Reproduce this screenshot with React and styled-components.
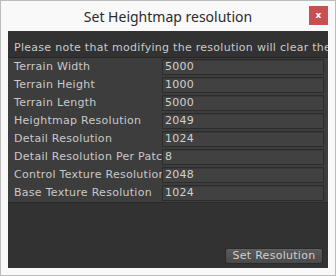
import React from "react";
import styled, { createGlobalStyle } from "styled-components";

const Global = createGlobalStyle`
  html, body { margin: 0; padding: 0; background: #f7f7f7; }
  * { box-sizing: border-box; }
`;

const Window = styled.div`
  width: 336px;
  height: 276px;
  border: 1px solid #bcbcbc;
  background: #f9f9f9;
  display: flex;
  flex-direction: column;
  padding: 0 7px 7px 7px;
`;

const TitleBar = styled.div`
  height: 30px;
  flex: none;
  position: relative;
  display: flex;
  align-items: center;
  justify-content: center;
`;

const Title = styled.div`
  font-family: "Noto Sans", "Open Sans", sans-serif;
  font-size: 14px;
  color: #2b2b2b;
  margin-top: 1px;
`;

const Close = styled.div`
  position: absolute;
  right: 0;
  top: 5px;
  width: 19px;
  height: 19px;
  background: #c75050;
  color: #fff;
  font-family: "DejaVu Sans", sans-serif;
  font-weight: bold;
  font-size: 9px;
  display: flex;
  align-items: center;
  justify-content: center;
  line-height: 1;
`;

const Content = styled.div`
  flex: 1;
  background: #323232;
  display: flex;
  flex-direction: column;
  padding-top: 8px;
  overflow: hidden;
  font-family: "DejaVu Sans", Verdana, sans-serif;
  font-size: 11px;
  letter-spacing: 0.28px;
  color: #c9c9c9;
`;

const Note = styled.div`
  height: 18px;
  line-height: 18px;
  padding-left: 6px;
  white-space: nowrap;
  overflow: hidden;
`;

const Panel = styled.div`
  background: #3d3d3d;
  border-top: 1px solid #262626;
  border-bottom: 1px solid #2a2a2a;
  display: flex;
  flex-direction: column;
`;

const Row = styled.div`
  height: 18px;
  display: flex;
  align-items: center;
`;

const Label = styled.div`
  width: 154px;
  flex: none;
  padding-left: 6px;
  white-space: nowrap;
  overflow: hidden;
  line-height: 18px;
`;

const Field = styled.div`
  width: 162px;
  height: 16px;
  background: #414141;
  border: 1px solid #2c2c2c;
  box-shadow: inset 0 1px 0 #383838;
  padding-left: 2px;
  line-height: 14px;
  color: #d0d0d0;
`;

const Footer = styled.div`
  margin-top: auto;
  display: flex;
  justify-content: flex-end;
  padding: 0 5px 4px 0;
`;

const Button = styled.div`
  width: 98px;
  height: 16px;
  border: 1px solid #2a2a2a;
  border-radius: 3px;
  background: linear-gradient(#5a5a5a, #4a4a4a);
  box-shadow: inset 0 1px 0 #636363;
  color: #cfcfcf;
  display: flex;
  align-items: center;
  justify-content: center;
  line-height: 14px;
  white-space: nowrap;
`;

const rows = [
  ["Terrain Width", "5000"],
  ["Terrain Height", "1000"],
  ["Terrain Length", "5000"],
  ["Heightmap Resolution", "2049"],
  ["Detail Resolution", "1024"],
  ["Detail Resolution Per Patch", "8"],
  ["Control Texture Resolution", "2048"],
  ["Base Texture Resolution", "1024"],
];

export default function App() {
  return (
    <>
      <Global />
      <Window>
        <TitleBar>
          <Title>Set Heightmap resolution</Title>
          <Close>x</Close>
        </TitleBar>
        <Content>
          <Note>Please note that modifying the resolution will clear the heightmap, detail map or splatmap.</Note>
          <Panel>
            {rows.map(([l, v]) => (
              <Row key={l}>
                <Label>{l}</Label>
                <Field>{v}</Field>
              </Row>
            ))}
          </Panel>
          <Footer>
            <Button>Set Resolution</Button>
          </Footer>
        </Content>
      </Window>
    </>
  );
}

+===+

Set the listing down in full and exactly. Pictures within it should not appear in the copy.

Reproduce this screenshot with React and styled-components.
import React from "react";
import styled, { createGlobalStyle } from "styled-components";

const Global = createGlobalStyle`
  html, body { margin: 0; padding: 0; background: #f7f7f7; }
  * { box-sizing: border-box; }
`;

const Window = styled.div`
  width: 336px;
  height: 276px;
  border: 1px solid #bcbcbc;
  background: #f9f9f9;
  display: flex;
  flex-direction: column;
  padding: 0 7px 7px 7px;
`;

const TitleBar = styled.div`
  height: 30px;
  flex: none;
  position: relative;
  display: flex;
  align-items: center;
  justify-content: center;
`;

const Title = styled.div`
  font-family: "Noto Sans", "Open Sans", sans-serif;
  font-size: 14px;
  color: #2b2b2b;
  margin-top: 1px;
`;

const Close = styled.div`
  position: absolute;
  right: 0;
  top: 5px;
  width: 19px;
  height: 19px;
  background: #c75050;
  color: #fff;
  font-family: "DejaVu Sans", sans-serif;
  font-weight: bold;
  font-size: 9px;
  display: flex;
  align-items: center;
  justify-content: center;
  line-height: 1;
`;

const Content = styled.div`
  flex: 1;
  background: #323232;
  display: flex;
  flex-direction: column;
  padding-top: 8px;
  overflow: hidden;
  font-family: "DejaVu Sans", Verdana, sans-serif;
  font-size: 11px;
  letter-spacing: 0.28px;
  color: #c9c9c9;
`;

const Note = styled.div`
  height: 18px;
  line-height: 18px;
  padding-left: 6px;
  white-space: nowrap;
  overflow: hidden;
`;

const Panel = styled.div`
  background: #3d3d3d;
  border-top: 1px solid #262626;
  border-bottom: 1px solid #2a2a2a;
  display: flex;
  flex-direction: column;
`;

const Row = styled.div`
  height: 18px;
  display: flex;
  align-items: center;
`;

const Label = styled.div`
  width: 154px;
  flex: none;
  padding-left: 6px;
  white-space: nowrap;
  overflow: hidden;
  line-height: 18px;
`;

const Field = styled.div`
  width: 162px;
  height: 16px;
  background: #414141;
  border: 1px solid #2c2c2c;
  box-shadow: inset 0 1px 0 #383838;
  padding-left: 2px;
  line-height: 14px;
  color: #d0d0d0;
`;

const Footer = styled.div`
  margin-top: auto;
  display: flex;
  justify-content: flex-end;
  padding: 0 5px 4px 0;
`;

const Button = styled.div`
  width: 98px;
  height: 16px;
  border: 1px solid #2a2a2a;
  border-radius: 3px;
  background: linear-gradient(#5a5a5a, #4a4a4a);
  box-shadow: inset 0 1px 0 #636363;
  color: #cfcfcf;
  display: flex;
  align-items: center;
  justify-content: center;
  line-height: 14px;
  white-space: nowrap;
`;

const rows = [
  ["Terrain Width", "5000"],
  ["Terrain Height", "1000"],
  ["Terrain Length", "5000"],
  ["Heightmap Resolution", "2049"],
  ["Detail Resolution", "1024"],
  ["Detail Resolution Per Patch", "8"],
  ["Control Texture Resolution", "2048"],
  ["Base Texture Resolution", "1024"],
];

export default function App() {
  return (
    <>
      <Global />
      <Window>
        <TitleBar>
          <Title>Set Heightmap resolution</Title>
          <Close>x</Close>
        </TitleBar>
        <Content>
          <Note>Please note that modifying the resolution will clear the heightmap, detail map or splatmap.</Note>
          <Panel>
            {rows.map(([l, v]) => (
              <Row key={l}>
                <Label>{l}</Label>
                <Field>{v}</Field>
              </Row>
            ))}
          </Panel>
          <Footer>
            <Button>Set Resolution</Button>
          </Footer>
        </Content>
      </Window>
    </>
  );
}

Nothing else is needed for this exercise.